Go Green is charged on a per-vehicle basis. This revenue, plus other “price guarantee” revenue sold to sellers amounted to $35 million in 2020.
Total Revenues
Putting it all together, here’s what ACV Auctions’ revenue streams looked like in 2020 as best I can tell:
The Approach
As with many marketplaces somewhat location-based markets before it (e.g., OpenTable), ACV Auctions approaches each territory sequentially to build a critical mass of buyers and sellers. As auction volumes increase in each market, ACV tracks and discloses how those cohorts are progressing over time in terms of cost-efficiency.
The Metrics
It’s easy to see from the S-1 that as with all good marketplaces, ACV is obsessed with metrics. Besides the cohort analyses, ACV provides unit and dollar GMV, auction revenue per unit, the total number of marketplace participants, and even vehicles transacted per active seller and per active buyer.
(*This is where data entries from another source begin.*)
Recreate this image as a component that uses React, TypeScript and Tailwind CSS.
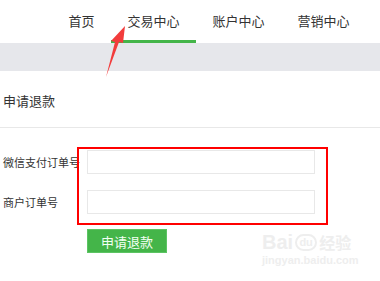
import React from "react";

const navItems = [
  { label: "首页", active: false },
  { label: "交易中心", active: true },
  { label: "账户中心", active: false },
  { label: "营销中心", active: false },
];

export default function App() {
  return (
    <div className="relative w-[380px] h-[281px] bg-white overflow-hidden font-['Noto_Sans_CJK_SC','Noto_Sans',sans-serif] text-[#333]">
      <header className="h-[43px] flex pl-[52px]">
        {navItems.map((n) => (
          <div key={n.label} className="flex flex-col">
            <div className="h-[40px] flex items-center px-[16.5px] text-[13px] leading-none text-[#333]">
              {n.label}
            </div>
            <div className={n.active ? "h-[3px] bg-[#44b549]" : "h-[3px]"} />
          </div>
        ))}
      </header>
      <div className="h-[28px] bg-[#e6e7eb]" />
      <div className="h-[57px] border-b border-[#e8e8e8] flex items-center pl-[3px] pt-[3px] text-[13px] leading-none text-[#333]">
        申请退款
      </div>
      <div className="pt-[22px] flex flex-col gap-[16px]">
        <div className="flex items-center">
          <div className="w-[87px] pl-[3px] text-[11px] leading-none text-[#333]">微信支付订单号</div>
          <div className="w-[228px] h-[24px] border border-[#e8e8e8] bg-white" />
        </div>
        <div className="flex items-center">
          <div className="w-[87px] pl-[3px] text-[11px] leading-none text-[#333]">商户订单号</div>
          <div className="w-[228px] h-[24px] border border-[#e8e8e8] bg-white" />
        </div>
      </div>
      <div className="pl-[87px] pt-[15px]">
        <div className="w-[80px] h-[24px] bg-[#44b549] border border-[#5cc463] flex items-center justify-center text-[13px] leading-none text-[#f3fff3]">
          申请退款
        </div>
      </div>

      {/* annotation box */}
      <div className="absolute left-[77px] top-[147px] w-[251px] h-[78px] border-2 border-[#ff0000]" />

      {/* annotation arrow */}
      <svg className="absolute left-0 top-0" width="380" height="281" viewBox="0 0 380 281">
        <polygon points="125,26 123,43 119,42 106,77 115,42 111,41" fill="#f23c3c" />
      </svg>

      {/* watermark */}
      <div className="absolute left-[262px] top-[232px] flex flex-col items-start leading-none text-[#eeeeee]">
        <div className="flex items-center font-['Liberation_Sans',sans-serif] font-bold text-[20px]">
          <span>Bai</span>
          <span className="ml-[2px] w-[22px] h-[17px] rounded-full border-2 border-[#eeeeee] text-[11px] flex items-center justify-center">du</span>
          <span className="ml-[2px] text-[16px] font-['Noto_Sans_CJK_SC',sans-serif]">经验</span>
        </div>
        <div className="mt-[3px] text-[11px] font-['Liberation_Sans',sans-serif] font-bold">jingyan.baidu.com</div>
      </div>
    </div>
  );
}
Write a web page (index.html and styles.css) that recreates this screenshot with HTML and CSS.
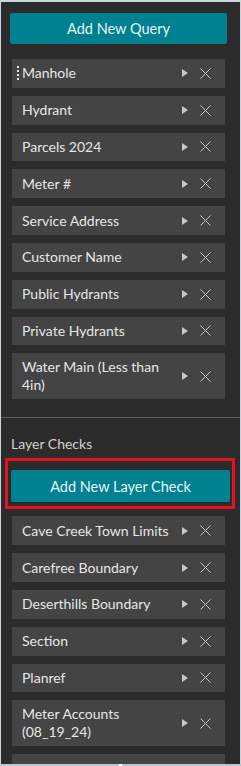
FILE: index.html
```html
<!DOCTYPE html>
<html lang="en">
<head>
  <meta charset="UTF-8">
  <meta name="viewport" content="width=device-width, initial-scale=1.0">
  <title>Query Settings</title>
  <link rel="stylesheet" href="styles.css">
</head>
<body>
  <div class="frame">
    <div class="panel">
      <section class="block">
        <button type="button" class="add-button">Add New Query</button>
        <ul class="item-list">
          <li class="item"><span class="handle"></span><span class="name">Manhole</span><span class="play"></span><span class="remove"><svg width="11" height="11" viewBox="0 0 11 11"><path d="M0.5 0.5L10.5 10.5M10.5 0.5L0.5 10.5" stroke="#c4c4c4" stroke-width="1"/></svg></span></li>
          <li class="item"><span class="name">Hydrant</span><span class="play"></span><span class="remove"><svg width="11" height="11" viewBox="0 0 11 11"><path d="M0.5 0.5L10.5 10.5M10.5 0.5L0.5 10.5" stroke="#c4c4c4" stroke-width="1"/></svg></span></li>
          <li class="item"><span class="name">Parcels 2024</span><span class="play"></span><span class="remove"><svg width="11" height="11" viewBox="0 0 11 11"><path d="M0.5 0.5L10.5 10.5M10.5 0.5L0.5 10.5" stroke="#c4c4c4" stroke-width="1"/></svg></span></li>
          <li class="item"><span class="name">Meter #</span><span class="play"></span><span class="remove"><svg width="11" height="11" viewBox="0 0 11 11"><path d="M0.5 0.5L10.5 10.5M10.5 0.5L0.5 10.5" stroke="#c4c4c4" stroke-width="1"/></svg></span></li>
          <li class="item"><span class="name">Service Address</span><span class="play"></span><span class="remove"><svg width="11" height="11" viewBox="0 0 11 11"><path d="M0.5 0.5L10.5 10.5M10.5 0.5L0.5 10.5" stroke="#c4c4c4" stroke-width="1"/></svg></span></li>
          <li class="item"><span class="name">Customer Name</span><span class="play"></span><span class="remove"><svg width="11" height="11" viewBox="0 0 11 11"><path d="M0.5 0.5L10.5 10.5M10.5 0.5L0.5 10.5" stroke="#c4c4c4" stroke-width="1"/></svg></span></li>
          <li class="item"><span class="name">Public Hydrants</span><span class="play"></span><span class="remove"><svg width="11" height="11" viewBox="0 0 11 11"><path d="M0.5 0.5L10.5 10.5M10.5 0.5L0.5 10.5" stroke="#c4c4c4" stroke-width="1"/></svg></span></li>
          <li class="item"><span class="name">Private Hydrants</span><span class="play"></span><span class="remove"><svg width="11" height="11" viewBox="0 0 11 11"><path d="M0.5 0.5L10.5 10.5M10.5 0.5L0.5 10.5" stroke="#c4c4c4" stroke-width="1"/></svg></span></li>
          <li class="item"><span class="name">Water Main (Less than 4in)</span><span class="play"></span><span class="remove"><svg width="11" height="11" viewBox="0 0 11 11"><path d="M0.5 0.5L10.5 10.5M10.5 0.5L0.5 10.5" stroke="#c4c4c4" stroke-width="1"/></svg></span></li>
        </ul>
      </section>

      <section class="block checks">
        <h2 class="block-title">Layer Checks</h2>
        <div class="highlight">
          <button type="button" class="add-button">Add New Layer Check</button>
        </div>
        <ul class="item-list">
          <li class="item"><span class="name">Cave Creek Town Limits</span><span class="play"></span><span class="remove"><svg width="11" height="11" viewBox="0 0 11 11"><path d="M0.5 0.5L10.5 10.5M10.5 0.5L0.5 10.5" stroke="#c4c4c4" stroke-width="1"/></svg></span></li>
          <li class="item"><span class="name">Carefree Boundary</span><span class="play"></span><span class="remove"><svg width="11" height="11" viewBox="0 0 11 11"><path d="M0.5 0.5L10.5 10.5M10.5 0.5L0.5 10.5" stroke="#c4c4c4" stroke-width="1"/></svg></span></li>
          <li class="item"><span class="name">Deserthills Boundary</span><span class="play"></span><span class="remove"><svg width="11" height="11" viewBox="0 0 11 11"><path d="M0.5 0.5L10.5 10.5M10.5 0.5L0.5 10.5" stroke="#c4c4c4" stroke-width="1"/></svg></span></li>
          <li class="item"><span class="name">Section</span><span class="play"></span><span class="remove"><svg width="11" height="11" viewBox="0 0 11 11"><path d="M0.5 0.5L10.5 10.5M10.5 0.5L0.5 10.5" stroke="#c4c4c4" stroke-width="1"/></svg></span></li>
          <li class="item"><span class="name">Planref</span><span class="play"></span><span class="remove"><svg width="11" height="11" viewBox="0 0 11 11"><path d="M0.5 0.5L10.5 10.5M10.5 0.5L0.5 10.5" stroke="#c4c4c4" stroke-width="1"/></svg></span></li>
          <li class="item"><span class="name">Meter Accounts (08_19_24)</span><span class="play"></span><span class="remove"><svg width="11" height="11" viewBox="0 0 11 11"><path d="M0.5 0.5L10.5 10.5M10.5 0.5L0.5 10.5" stroke="#c4c4c4" stroke-width="1"/></svg></span></li>
          <li class="item"><span class="name">&nbsp;</span></li>
        </ul>
      </section>
    </div>
    <div class="bottom-bar"><span class="grip"></span></div>
  </div>
</body>
</html>
```

FILE: styles.css
```css
html, body {
  margin: 0;
  height: 100%;
}
body {
  font-family: Lato, "Open Sans", sans-serif;
  background-color: #c9d2de;
  color: #e6e6e6;
}
.frame {
  height: 766px;
  display: flex;
  flex-direction: column;
  border-top: 2px solid #cdd5e0;
  box-sizing: border-box;
}
.panel {
  flex: 1;
  overflow: hidden;
  background-color: #2b2b2b;
  margin: 0 1px;
}
.block {
  padding: 11px 13px 18px 9px;
}
.add-button {
  display: block;
  width: 100%;
  height: 31px;
  background-color: #00818f;
  color: #e8f2f3;
  border: none;
  border-radius: 2px;
  font-family: inherit;
  font-size: 14.5px;
  cursor: pointer;
}
.item-list {
  list-style: none;
  margin: 15px 0 0 2px;
  padding: 0;
  width: 213px;
  display: flex;
  flex-direction: column;
  gap: 8px;
}
.item {
  min-height: 28.8px;
  background-color: #444444;
  display: flex;
  align-items: center;
  padding: 5px 14px 5px 10px;
  box-sizing: border-box;
  font-size: 14px;
  line-height: 18px;
  position: relative;
}
.handle {
  position: absolute;
  left: 5px;
  top: 7px;
  height: 14px;
  border-left: 2px dotted #e0e0e0;
}
.name {
  flex: 1;
  padding-right: 8px;
}
.play {
  width: 0;
  height: 0;
  border-top: 4.5px solid transparent;
  border-bottom: 4.5px solid transparent;
  border-left: 6px solid #c8c8c8;
  margin-right: 12px;
}
.remove {
  display: flex;
}
.checks {
  border-top: 1px solid #5c5c5c;
  padding-top: 17px;
}
.block-title {
  margin: 0 0 6px 1px;
  font-size: 14px;
  font-weight: normal;
  color: #cfcfcf;
}
.highlight {
  border: 3px solid #e3121c;
  margin-left: -5px;
  margin-right: -8px;
  padding: 9px 2px 4px 3px;
}
.highlight .add-button {
  height: 32px;
}
.checks .item-list {
  margin-top: 7px;
}
.bottom-bar {
  height: 2px;
  background-color: #b9c5d5;
  display: flex;
  justify-content: center;
}
.grip {
  width: 3px;
  height: 2px;
  background-color: #ffffff;
}
```
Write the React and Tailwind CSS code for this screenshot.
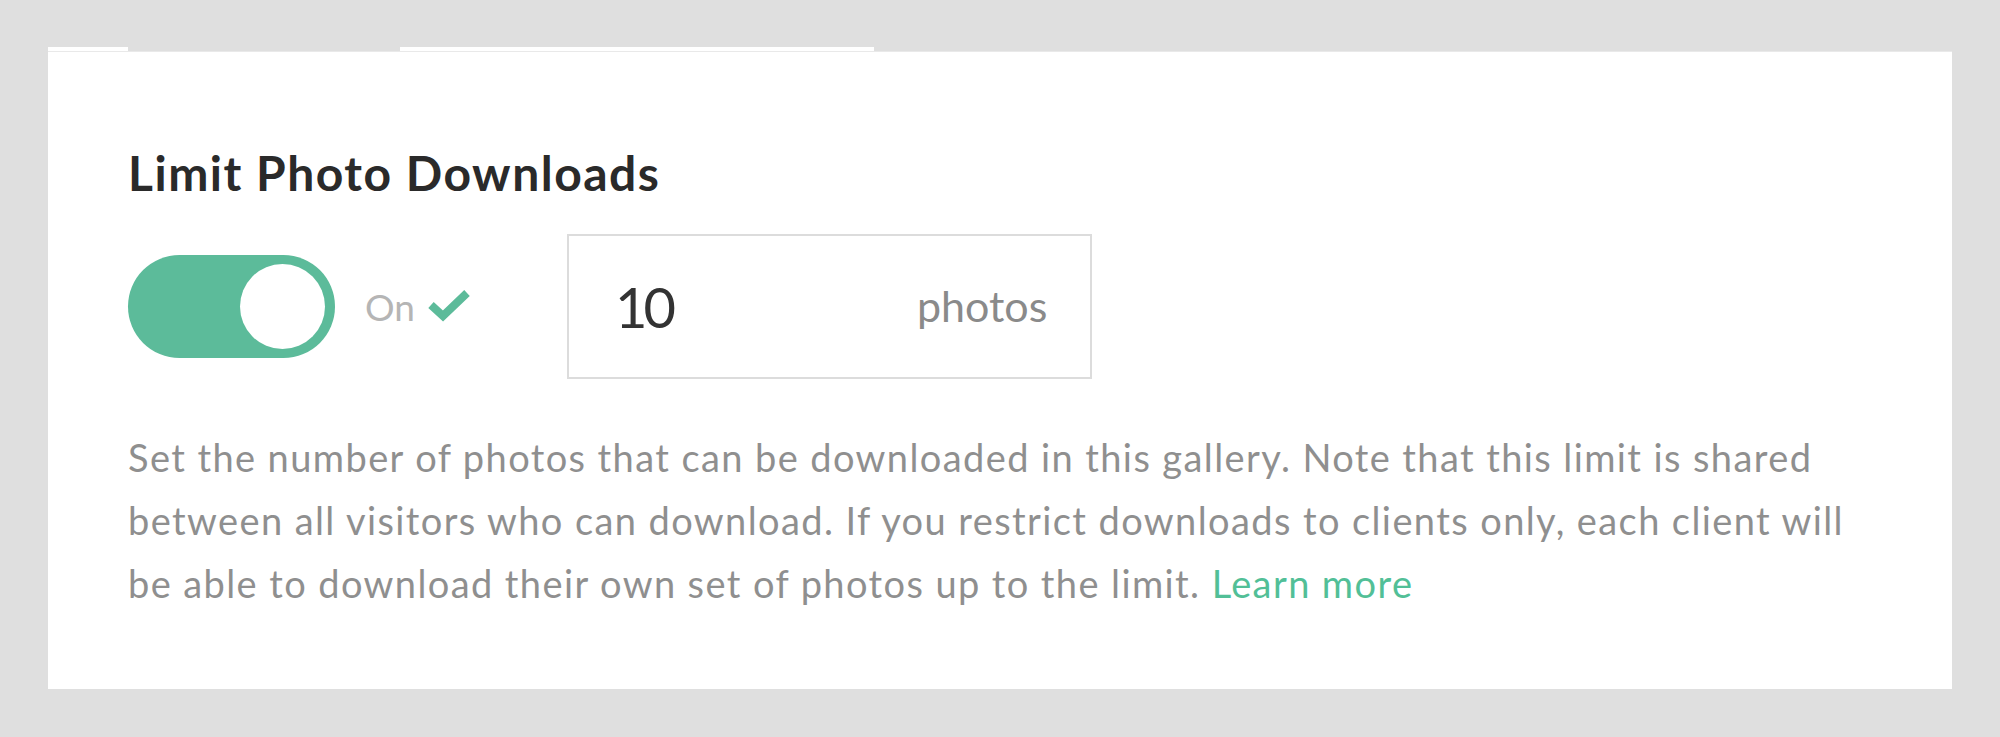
import React from "react";

export default function App() {
  return (
    <div className="min-h-screen w-full bg-[#dfdfdf] px-[48px] pt-[47px] pb-[47px]" style={{ fontFamily: "Lato, 'Open Sans', sans-serif" }}>
      <div className="flex h-[4px]">
        <div className="w-[80px] bg-white" />
        <div className="w-[272px]" />
        <div className="w-[474px] bg-white" />
      </div>
      <div className="bg-white border-t border-[#e9e9e9] pl-[80px] pr-[80px] pt-[97px] pb-[74px]">
        <h2 className="text-[48px] leading-none font-bold tracking-[1.5px] text-[#2a2a2a]">Limit Photo Downloads</h2>
        <div className="mt-[37px] flex items-center">
          <div className="flex h-[103px] w-[207px] items-center justify-end rounded-full bg-[#5cbb9a] pr-[10px]">
            <div className="h-[85px] w-[85px] rounded-full bg-white" />
          </div>
          <span className="ml-[30px] text-[37px] text-[#b5b5b5]">On</span>
          <svg className="ml-[12px] mb-[4px]" width="44" height="34" viewBox="0 0 44 34" fill="none">
            <path d="M4 17 L16 28 L40 5" stroke="#5cbb9a" strokeWidth="8" strokeLinecap="butt" strokeLinejoin="miter" />
          </svg>
          <div className="ml-[96px] flex h-[145px] w-[525px] border-2 border-[#dcdcdc]">
            <div className="flex w-[345px] items-center pl-[46px] text-[56px] tracking-[-4px] text-[#333333]">10</div>
            <div className="flex flex-1 items-center pl-[3px] text-[43px] text-[#8a8a8a]">photos</div>
          </div>
        </div>
        <p className="mt-[47px] text-[38px] leading-[63px] tracking-[1.4px] text-[#8f8f8f]">
          Set the number of photos that can be downloaded in this gallery. Note that this limit is shared between all visitors who can download. If you restrict downloads to clients only, each client will be able to download their own set of photos up to the limit.{" "}
          <span className="text-[#52bf97] cursor-pointer">Learn more</span>
        </p>
      </div>
    </div>
  );
}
That last metric is one you rarely see as I have written about here.
Summary
One way I evaluate a B2B Platform is through the lens of how many of the Nine Value Propositions it offers. On this score ACV is exceptional, especially considering that it has only been around five years. Through its:
- logistics offering, ACV provides Supply Chain Automation
- core marketplace, it provides Matchmaking
- inspection reports, it provides Credentialing
- capital offering, it provides Transaction Financing
- data services, it provides Industry Big Data
And ACV goes one better by offering embedded insurance. (Which I may need to add to my nine value propositions!)
This is a huge market with a ton of competition from physical auction providers, peer-to-peer marketplaces such as eBay Motors, and new entrants such as Carvana, and Vroom. I can’t say these guys are going to win, but I’m rooting for Buffalo to finally have a winner!